**SUPPLIED MATERIAL**.
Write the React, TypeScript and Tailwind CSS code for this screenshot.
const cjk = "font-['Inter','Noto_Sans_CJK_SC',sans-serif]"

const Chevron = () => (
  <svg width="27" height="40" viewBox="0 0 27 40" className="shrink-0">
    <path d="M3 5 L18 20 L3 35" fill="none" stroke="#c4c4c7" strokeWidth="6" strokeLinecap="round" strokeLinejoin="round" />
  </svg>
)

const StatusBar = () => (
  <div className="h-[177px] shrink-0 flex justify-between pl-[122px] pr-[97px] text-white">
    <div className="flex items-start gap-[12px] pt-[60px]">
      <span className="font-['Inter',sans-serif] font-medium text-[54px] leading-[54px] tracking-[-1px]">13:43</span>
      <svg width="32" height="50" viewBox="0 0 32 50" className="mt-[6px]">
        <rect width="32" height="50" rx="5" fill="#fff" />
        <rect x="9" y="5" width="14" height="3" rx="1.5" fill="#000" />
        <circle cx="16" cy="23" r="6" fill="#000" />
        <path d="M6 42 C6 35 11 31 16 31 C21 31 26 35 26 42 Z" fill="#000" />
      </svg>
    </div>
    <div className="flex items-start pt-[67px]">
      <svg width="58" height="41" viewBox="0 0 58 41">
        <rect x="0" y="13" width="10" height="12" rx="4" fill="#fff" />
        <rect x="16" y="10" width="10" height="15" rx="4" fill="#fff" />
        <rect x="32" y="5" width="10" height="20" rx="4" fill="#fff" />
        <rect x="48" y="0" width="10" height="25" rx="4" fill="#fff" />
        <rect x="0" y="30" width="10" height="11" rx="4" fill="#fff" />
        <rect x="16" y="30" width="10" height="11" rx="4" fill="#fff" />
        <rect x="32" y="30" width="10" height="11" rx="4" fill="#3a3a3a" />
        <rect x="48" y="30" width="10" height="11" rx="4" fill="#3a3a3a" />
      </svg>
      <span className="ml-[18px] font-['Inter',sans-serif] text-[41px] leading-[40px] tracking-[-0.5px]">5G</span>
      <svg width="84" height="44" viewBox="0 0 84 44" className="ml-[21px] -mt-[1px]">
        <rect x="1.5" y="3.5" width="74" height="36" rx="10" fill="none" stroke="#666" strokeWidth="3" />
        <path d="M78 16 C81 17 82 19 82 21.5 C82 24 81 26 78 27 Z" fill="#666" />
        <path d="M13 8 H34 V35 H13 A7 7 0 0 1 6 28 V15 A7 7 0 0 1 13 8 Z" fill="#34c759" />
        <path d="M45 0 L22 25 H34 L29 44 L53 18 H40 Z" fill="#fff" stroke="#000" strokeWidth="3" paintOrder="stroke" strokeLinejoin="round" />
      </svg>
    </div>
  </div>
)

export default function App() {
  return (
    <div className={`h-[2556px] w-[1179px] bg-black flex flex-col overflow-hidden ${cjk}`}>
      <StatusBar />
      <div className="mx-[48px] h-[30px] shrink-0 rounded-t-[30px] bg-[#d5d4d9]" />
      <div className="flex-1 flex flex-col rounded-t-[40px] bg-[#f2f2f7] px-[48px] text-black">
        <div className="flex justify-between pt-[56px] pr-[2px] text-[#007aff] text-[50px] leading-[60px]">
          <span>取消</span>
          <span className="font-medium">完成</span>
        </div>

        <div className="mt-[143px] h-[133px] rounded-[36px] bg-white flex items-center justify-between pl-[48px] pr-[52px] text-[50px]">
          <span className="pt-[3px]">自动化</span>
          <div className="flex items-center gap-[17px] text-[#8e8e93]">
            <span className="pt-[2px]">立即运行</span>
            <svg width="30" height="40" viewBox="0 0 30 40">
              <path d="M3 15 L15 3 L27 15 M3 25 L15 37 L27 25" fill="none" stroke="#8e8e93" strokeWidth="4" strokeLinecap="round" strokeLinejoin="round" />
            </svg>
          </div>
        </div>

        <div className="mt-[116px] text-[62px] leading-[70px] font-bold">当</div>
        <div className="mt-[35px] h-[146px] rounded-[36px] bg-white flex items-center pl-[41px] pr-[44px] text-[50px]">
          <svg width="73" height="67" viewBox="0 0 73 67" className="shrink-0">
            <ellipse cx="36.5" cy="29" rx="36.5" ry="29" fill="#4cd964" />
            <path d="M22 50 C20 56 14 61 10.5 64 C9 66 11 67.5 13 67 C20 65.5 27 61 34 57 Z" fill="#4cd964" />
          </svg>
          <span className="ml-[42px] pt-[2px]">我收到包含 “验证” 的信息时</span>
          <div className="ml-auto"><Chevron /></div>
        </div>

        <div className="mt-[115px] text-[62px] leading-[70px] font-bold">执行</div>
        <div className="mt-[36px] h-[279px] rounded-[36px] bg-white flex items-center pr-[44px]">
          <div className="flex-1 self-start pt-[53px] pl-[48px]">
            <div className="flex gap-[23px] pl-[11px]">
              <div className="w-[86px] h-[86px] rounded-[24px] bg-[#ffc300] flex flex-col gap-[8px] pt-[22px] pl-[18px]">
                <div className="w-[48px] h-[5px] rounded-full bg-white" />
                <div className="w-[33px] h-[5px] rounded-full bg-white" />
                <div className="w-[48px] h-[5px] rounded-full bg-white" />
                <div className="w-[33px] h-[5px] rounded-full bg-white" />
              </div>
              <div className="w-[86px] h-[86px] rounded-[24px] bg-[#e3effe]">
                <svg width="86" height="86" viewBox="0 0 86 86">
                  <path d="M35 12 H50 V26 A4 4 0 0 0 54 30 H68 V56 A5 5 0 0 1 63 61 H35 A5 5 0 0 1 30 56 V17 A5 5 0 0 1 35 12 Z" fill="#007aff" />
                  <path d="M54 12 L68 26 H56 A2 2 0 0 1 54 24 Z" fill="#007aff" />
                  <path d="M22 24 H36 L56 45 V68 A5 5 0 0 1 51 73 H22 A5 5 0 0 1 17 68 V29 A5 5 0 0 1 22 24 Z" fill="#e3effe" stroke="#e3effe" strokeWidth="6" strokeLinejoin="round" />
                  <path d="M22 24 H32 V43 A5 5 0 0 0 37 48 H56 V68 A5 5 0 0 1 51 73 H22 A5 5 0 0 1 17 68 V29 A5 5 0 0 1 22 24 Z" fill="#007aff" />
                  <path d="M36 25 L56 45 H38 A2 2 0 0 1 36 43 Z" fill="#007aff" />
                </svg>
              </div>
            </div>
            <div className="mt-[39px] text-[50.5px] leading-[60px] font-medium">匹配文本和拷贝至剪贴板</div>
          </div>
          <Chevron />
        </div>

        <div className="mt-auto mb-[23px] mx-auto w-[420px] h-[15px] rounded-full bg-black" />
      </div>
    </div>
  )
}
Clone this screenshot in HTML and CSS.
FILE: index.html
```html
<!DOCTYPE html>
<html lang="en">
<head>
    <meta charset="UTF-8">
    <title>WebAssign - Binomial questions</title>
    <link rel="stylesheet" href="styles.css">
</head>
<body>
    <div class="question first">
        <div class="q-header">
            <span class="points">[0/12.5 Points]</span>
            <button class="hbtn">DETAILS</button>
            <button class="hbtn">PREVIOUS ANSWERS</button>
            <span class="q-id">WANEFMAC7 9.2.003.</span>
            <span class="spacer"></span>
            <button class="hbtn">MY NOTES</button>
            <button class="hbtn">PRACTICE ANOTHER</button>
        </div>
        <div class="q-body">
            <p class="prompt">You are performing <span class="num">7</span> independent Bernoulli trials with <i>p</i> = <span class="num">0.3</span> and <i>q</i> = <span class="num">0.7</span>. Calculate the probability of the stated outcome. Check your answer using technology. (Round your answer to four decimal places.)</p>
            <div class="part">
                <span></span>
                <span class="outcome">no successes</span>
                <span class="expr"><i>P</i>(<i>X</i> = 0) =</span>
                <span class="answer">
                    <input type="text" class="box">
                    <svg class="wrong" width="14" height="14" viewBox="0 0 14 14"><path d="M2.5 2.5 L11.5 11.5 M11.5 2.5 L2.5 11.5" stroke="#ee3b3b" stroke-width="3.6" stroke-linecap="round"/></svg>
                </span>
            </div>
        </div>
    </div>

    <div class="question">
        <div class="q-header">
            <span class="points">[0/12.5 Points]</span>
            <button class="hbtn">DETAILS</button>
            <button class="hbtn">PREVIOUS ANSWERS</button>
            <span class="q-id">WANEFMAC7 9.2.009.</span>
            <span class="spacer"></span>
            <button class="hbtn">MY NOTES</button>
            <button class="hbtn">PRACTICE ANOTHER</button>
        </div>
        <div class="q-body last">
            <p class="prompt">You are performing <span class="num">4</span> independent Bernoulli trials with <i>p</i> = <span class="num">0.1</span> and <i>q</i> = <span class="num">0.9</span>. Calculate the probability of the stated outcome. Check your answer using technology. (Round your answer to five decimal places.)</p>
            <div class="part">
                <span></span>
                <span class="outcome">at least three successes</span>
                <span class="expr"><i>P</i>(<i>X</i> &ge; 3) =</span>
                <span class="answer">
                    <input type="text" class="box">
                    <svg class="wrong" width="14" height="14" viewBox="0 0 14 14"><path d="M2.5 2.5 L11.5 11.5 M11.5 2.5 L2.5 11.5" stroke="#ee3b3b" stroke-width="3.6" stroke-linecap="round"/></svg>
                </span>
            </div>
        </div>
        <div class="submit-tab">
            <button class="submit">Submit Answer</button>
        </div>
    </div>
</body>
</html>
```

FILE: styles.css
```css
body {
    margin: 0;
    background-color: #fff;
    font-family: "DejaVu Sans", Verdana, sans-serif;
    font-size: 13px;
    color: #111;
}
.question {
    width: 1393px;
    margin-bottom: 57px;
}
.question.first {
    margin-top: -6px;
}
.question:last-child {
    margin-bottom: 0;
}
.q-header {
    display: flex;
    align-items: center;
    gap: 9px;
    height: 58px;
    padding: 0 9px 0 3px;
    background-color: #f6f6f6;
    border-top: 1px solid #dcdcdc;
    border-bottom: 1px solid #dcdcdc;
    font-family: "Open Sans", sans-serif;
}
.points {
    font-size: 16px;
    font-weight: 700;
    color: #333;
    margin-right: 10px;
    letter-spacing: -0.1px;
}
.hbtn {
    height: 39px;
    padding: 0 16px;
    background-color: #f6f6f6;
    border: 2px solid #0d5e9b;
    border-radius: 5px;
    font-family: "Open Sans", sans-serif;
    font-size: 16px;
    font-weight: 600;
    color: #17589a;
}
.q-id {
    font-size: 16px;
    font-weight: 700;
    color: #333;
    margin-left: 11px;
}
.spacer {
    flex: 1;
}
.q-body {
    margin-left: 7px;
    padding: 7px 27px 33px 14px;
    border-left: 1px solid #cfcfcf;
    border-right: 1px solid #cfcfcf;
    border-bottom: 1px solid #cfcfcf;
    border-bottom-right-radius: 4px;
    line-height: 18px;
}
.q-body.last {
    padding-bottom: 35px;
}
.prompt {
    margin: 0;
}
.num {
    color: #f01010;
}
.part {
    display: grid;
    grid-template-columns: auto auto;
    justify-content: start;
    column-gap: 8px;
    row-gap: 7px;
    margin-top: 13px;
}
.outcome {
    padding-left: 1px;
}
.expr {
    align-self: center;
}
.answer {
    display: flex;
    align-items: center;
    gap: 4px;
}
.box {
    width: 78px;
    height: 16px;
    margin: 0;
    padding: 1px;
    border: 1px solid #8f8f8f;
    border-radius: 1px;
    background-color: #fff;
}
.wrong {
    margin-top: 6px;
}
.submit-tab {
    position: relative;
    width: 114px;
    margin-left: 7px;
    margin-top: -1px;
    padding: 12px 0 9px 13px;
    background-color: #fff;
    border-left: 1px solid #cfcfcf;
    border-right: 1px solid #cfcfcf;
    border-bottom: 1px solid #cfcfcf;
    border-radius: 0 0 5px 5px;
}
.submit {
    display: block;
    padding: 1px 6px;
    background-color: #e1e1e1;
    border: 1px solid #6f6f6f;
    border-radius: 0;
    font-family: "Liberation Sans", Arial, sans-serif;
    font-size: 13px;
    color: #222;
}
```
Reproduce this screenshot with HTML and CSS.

**SET TASK**.
In the records, locate each line holding the string "this" and copy it.

**ANSWER TO THE EXERCISE**.
Write the React, TypeScript and Tailwind CSS code for this screenshot.
Clone this screenshot in HTML and CSS.
Reproduce this screenshot with HTML and CSS.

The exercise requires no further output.